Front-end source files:
● ● ●
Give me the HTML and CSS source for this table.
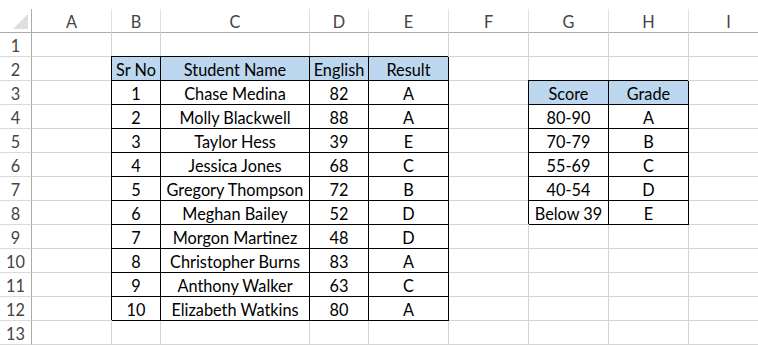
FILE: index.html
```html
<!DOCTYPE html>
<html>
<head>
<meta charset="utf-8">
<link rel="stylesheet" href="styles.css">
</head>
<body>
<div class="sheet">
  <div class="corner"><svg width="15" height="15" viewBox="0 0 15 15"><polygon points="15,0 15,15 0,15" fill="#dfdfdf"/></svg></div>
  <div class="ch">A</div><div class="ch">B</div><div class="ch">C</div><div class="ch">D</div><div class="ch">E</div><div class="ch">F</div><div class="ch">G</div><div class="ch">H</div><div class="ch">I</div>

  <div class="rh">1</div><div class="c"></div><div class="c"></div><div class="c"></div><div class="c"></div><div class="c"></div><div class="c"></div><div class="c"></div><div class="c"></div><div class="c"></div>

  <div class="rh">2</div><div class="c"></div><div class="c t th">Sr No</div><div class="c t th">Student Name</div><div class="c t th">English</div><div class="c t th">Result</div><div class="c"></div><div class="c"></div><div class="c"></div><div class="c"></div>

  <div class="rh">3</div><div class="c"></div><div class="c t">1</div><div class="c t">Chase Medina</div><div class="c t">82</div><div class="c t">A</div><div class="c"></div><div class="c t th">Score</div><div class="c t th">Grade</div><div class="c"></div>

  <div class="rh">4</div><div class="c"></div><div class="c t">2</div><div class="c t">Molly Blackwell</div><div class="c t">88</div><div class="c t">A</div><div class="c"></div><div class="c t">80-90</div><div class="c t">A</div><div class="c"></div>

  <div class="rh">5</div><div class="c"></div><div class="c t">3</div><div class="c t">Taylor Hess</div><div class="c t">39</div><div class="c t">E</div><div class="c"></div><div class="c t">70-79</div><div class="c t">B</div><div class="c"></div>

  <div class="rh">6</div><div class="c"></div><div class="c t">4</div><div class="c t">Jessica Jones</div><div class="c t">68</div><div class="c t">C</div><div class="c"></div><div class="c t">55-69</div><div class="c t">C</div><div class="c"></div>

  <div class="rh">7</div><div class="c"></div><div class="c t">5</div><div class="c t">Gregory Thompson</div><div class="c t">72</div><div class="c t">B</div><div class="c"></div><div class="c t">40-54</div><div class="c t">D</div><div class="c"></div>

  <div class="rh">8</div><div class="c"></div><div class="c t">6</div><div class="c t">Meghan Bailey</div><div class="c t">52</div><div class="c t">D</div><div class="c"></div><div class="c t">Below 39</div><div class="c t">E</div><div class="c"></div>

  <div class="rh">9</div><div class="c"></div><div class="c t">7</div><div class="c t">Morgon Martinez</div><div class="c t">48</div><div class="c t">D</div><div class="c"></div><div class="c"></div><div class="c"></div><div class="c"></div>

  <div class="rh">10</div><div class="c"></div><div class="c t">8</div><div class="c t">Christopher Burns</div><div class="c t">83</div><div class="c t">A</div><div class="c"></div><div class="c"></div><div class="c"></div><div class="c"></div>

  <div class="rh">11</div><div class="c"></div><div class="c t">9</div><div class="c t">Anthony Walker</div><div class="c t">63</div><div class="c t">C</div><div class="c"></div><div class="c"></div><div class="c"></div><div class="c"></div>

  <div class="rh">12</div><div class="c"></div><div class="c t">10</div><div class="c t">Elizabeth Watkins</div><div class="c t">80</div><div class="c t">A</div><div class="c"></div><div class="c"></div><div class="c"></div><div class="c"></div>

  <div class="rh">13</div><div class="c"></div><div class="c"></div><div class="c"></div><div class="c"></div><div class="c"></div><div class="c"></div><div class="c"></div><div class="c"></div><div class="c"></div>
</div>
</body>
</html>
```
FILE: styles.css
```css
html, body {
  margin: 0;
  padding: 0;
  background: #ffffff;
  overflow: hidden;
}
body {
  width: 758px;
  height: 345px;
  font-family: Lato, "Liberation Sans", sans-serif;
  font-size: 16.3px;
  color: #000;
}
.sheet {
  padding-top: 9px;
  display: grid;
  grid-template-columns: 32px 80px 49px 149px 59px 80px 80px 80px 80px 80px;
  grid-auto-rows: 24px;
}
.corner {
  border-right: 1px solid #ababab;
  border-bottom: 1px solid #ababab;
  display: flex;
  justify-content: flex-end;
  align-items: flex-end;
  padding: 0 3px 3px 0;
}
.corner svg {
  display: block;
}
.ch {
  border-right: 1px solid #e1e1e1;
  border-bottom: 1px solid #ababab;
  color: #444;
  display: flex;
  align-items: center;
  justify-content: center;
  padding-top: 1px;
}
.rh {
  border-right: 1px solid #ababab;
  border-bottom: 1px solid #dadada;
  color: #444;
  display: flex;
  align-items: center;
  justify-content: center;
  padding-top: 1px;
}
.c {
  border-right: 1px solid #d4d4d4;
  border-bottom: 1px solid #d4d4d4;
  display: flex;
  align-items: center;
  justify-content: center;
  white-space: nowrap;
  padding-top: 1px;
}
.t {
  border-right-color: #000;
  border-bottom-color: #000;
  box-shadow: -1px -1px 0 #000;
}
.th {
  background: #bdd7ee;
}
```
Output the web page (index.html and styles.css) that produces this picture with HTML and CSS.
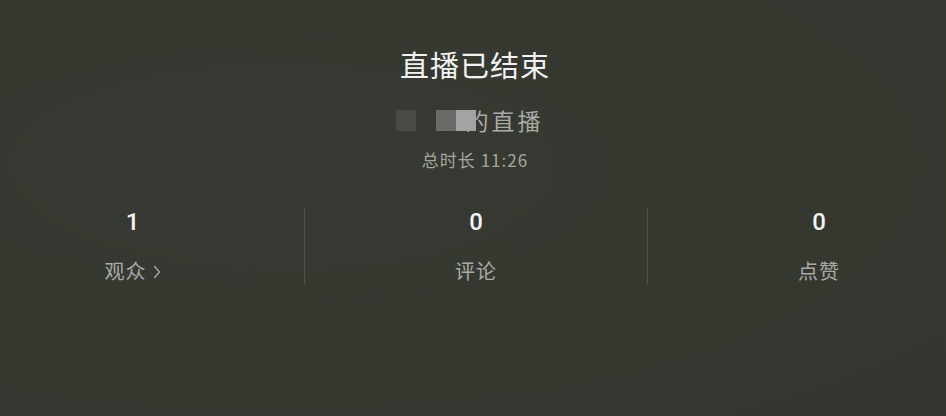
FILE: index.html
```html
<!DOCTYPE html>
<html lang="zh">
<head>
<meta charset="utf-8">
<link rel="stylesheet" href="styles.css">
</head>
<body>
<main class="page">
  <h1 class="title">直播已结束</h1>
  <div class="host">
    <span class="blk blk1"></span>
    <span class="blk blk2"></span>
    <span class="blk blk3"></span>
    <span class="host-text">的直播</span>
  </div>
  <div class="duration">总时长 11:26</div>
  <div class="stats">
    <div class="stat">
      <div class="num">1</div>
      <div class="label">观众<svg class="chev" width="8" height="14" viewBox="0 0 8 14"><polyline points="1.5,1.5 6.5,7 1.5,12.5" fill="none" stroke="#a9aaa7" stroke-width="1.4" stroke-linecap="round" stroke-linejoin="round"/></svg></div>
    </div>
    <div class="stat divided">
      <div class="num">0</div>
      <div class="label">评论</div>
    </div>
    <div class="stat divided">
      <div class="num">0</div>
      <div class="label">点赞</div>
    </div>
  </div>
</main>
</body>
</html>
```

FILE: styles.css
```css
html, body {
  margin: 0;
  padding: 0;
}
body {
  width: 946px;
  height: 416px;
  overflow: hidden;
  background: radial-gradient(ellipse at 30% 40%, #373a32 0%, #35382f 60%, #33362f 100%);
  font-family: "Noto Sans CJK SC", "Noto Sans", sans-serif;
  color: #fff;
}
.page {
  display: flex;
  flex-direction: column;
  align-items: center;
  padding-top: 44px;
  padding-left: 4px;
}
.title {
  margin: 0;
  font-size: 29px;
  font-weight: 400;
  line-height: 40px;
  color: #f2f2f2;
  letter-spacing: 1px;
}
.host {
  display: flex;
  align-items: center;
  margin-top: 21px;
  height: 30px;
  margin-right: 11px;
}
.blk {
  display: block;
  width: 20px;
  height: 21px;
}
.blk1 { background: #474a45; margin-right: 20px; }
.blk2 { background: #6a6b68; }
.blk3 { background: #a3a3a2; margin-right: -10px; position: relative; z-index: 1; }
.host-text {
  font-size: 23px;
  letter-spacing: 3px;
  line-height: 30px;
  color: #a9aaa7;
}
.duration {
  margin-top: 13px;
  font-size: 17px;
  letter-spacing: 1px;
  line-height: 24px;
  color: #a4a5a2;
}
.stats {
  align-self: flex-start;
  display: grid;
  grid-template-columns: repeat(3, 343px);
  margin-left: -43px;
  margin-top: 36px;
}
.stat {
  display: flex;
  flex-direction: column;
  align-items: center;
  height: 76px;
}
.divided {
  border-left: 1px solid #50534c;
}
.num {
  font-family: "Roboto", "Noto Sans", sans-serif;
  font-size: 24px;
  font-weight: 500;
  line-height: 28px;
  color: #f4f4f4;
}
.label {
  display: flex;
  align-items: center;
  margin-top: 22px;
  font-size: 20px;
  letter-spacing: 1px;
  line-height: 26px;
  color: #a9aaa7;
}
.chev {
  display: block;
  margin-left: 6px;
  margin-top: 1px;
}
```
● ● ●
Problem description — Pick out the lines above that hold the string "this" and show them.

Task result —
Give me the HTML and CSS source for this table.
Output the web page (index.html and styles.css) that produces this picture with HTML and CSS.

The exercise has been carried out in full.